──────── SUPPLIED RECORDS

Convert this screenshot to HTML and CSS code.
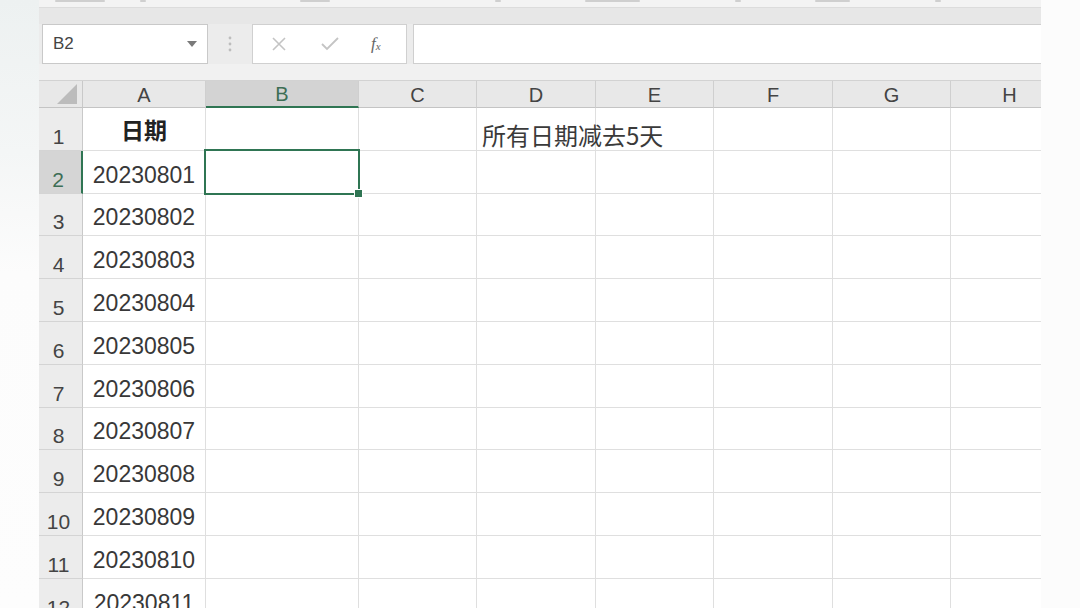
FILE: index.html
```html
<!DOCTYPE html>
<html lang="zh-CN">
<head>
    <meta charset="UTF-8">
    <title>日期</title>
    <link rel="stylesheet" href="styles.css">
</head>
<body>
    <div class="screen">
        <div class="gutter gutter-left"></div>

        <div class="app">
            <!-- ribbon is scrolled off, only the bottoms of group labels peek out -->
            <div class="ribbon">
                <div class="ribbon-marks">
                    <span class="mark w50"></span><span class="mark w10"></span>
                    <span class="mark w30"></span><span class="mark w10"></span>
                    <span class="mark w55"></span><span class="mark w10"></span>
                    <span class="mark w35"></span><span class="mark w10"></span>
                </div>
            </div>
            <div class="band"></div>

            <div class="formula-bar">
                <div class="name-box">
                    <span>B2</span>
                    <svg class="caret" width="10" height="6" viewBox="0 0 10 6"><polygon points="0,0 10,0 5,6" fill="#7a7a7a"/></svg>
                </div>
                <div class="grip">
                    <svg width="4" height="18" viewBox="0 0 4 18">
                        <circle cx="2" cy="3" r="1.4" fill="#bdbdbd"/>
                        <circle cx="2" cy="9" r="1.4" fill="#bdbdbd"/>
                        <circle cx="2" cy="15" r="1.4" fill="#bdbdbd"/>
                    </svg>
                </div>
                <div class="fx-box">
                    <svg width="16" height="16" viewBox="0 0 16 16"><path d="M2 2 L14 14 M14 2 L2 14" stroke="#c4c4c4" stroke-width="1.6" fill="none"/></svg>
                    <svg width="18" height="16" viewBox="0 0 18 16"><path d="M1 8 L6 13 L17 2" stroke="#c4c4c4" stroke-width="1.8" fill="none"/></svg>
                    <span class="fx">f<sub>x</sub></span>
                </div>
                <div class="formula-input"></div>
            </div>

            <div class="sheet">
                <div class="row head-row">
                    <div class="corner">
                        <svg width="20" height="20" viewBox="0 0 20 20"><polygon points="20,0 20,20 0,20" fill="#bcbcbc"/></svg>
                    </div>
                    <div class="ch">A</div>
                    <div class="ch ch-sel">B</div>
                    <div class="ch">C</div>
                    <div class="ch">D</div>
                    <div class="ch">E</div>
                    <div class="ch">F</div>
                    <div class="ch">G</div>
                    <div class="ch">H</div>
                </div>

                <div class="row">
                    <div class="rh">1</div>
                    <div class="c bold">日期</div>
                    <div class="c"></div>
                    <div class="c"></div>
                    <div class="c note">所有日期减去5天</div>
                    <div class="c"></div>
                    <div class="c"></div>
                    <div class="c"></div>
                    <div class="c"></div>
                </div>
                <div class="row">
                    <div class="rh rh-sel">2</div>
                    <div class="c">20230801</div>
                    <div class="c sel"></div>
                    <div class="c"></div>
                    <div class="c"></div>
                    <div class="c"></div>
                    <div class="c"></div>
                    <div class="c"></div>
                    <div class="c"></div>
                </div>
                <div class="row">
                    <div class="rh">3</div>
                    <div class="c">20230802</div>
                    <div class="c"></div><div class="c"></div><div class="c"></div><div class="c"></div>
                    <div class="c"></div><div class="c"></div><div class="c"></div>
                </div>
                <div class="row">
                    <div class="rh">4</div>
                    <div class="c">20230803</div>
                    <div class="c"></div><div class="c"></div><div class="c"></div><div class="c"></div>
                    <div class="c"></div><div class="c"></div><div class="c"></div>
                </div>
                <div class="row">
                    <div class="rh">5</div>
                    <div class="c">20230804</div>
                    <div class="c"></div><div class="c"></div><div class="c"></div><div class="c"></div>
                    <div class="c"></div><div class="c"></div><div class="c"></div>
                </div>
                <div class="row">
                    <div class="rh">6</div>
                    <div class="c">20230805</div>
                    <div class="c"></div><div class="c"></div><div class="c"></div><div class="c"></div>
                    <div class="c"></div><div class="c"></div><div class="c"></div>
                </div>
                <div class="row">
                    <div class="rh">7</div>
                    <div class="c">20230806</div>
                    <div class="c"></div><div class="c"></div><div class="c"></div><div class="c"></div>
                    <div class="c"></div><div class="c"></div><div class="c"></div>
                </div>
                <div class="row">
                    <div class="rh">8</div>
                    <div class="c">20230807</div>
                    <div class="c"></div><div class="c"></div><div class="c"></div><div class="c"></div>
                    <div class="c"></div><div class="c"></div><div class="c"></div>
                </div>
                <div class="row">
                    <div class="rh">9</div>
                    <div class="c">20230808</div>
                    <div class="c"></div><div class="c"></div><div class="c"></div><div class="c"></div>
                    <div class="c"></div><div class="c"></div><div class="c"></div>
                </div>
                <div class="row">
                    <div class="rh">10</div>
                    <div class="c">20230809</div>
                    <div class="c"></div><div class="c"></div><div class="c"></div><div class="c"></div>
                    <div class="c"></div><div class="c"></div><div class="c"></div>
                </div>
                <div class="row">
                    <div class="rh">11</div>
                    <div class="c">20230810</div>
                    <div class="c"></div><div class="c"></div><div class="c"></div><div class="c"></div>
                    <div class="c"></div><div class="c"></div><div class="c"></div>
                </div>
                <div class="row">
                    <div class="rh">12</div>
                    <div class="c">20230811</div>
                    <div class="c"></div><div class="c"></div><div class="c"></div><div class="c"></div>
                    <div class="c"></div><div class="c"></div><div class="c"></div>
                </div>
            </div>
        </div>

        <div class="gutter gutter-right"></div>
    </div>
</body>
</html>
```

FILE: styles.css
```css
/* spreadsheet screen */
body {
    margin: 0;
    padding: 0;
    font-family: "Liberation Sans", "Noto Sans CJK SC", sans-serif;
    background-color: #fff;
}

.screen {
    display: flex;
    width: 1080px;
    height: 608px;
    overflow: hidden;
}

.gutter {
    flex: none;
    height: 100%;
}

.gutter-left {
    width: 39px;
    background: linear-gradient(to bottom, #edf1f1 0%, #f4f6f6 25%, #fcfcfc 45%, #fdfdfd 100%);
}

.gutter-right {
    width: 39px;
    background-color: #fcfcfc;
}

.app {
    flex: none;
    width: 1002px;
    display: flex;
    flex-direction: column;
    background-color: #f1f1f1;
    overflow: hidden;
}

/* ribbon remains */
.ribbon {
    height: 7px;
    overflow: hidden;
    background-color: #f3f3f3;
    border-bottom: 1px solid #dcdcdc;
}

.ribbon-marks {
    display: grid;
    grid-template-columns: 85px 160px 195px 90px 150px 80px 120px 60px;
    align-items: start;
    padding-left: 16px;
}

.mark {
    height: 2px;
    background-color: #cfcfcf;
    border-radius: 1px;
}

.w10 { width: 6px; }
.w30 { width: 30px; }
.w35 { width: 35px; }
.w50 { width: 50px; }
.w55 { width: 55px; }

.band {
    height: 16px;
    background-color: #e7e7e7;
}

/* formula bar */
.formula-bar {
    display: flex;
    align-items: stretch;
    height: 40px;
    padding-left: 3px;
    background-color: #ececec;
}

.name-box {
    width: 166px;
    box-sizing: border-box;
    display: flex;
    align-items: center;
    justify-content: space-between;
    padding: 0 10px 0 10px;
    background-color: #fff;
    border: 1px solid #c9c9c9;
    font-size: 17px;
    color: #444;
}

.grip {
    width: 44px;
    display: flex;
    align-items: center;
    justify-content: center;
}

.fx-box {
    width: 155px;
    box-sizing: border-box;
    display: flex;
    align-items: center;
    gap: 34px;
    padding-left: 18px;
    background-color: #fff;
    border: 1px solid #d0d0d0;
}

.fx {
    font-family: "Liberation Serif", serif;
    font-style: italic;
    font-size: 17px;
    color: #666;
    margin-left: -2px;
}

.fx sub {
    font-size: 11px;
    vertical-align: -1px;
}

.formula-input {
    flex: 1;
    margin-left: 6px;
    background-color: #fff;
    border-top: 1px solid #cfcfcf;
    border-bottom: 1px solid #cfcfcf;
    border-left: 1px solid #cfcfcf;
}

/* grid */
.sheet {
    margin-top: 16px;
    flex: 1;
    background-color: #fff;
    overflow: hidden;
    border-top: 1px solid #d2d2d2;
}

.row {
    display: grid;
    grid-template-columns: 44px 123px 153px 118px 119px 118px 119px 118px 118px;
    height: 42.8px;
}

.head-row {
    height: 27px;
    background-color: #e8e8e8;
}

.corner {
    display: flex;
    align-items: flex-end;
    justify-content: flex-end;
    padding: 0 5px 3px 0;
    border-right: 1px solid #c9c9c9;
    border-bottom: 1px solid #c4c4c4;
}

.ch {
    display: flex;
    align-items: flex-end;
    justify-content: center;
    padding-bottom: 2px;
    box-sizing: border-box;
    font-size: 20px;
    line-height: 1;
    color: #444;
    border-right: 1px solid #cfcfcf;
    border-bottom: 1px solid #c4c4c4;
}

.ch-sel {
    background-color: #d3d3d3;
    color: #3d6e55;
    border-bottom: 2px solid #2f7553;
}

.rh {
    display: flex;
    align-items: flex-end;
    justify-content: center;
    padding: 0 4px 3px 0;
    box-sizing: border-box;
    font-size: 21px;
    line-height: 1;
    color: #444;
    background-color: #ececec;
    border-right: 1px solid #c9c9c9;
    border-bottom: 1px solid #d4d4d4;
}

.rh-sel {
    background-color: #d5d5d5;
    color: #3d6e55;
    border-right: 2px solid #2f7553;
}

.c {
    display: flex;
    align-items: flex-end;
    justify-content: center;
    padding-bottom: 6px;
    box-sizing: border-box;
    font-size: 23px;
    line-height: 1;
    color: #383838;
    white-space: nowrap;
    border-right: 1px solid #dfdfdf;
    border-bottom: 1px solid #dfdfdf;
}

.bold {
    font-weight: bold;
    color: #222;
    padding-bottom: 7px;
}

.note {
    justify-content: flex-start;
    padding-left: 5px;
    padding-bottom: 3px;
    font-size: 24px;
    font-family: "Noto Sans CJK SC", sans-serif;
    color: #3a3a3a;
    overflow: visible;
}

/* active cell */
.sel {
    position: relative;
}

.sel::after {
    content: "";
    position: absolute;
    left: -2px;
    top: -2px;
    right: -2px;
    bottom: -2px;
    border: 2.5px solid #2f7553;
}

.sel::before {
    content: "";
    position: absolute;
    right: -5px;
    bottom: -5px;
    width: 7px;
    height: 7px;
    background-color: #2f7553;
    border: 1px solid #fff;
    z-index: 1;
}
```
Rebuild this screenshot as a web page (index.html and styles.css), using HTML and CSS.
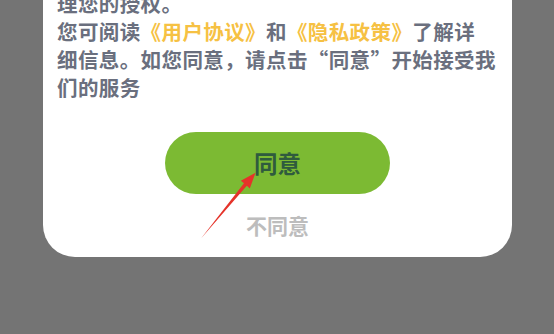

────────────────

- _WRITTEN EXERCISE_:
State how many lines hold the word "this". The number is the whole answer.

- _EXERCISE OUTPUT_:
2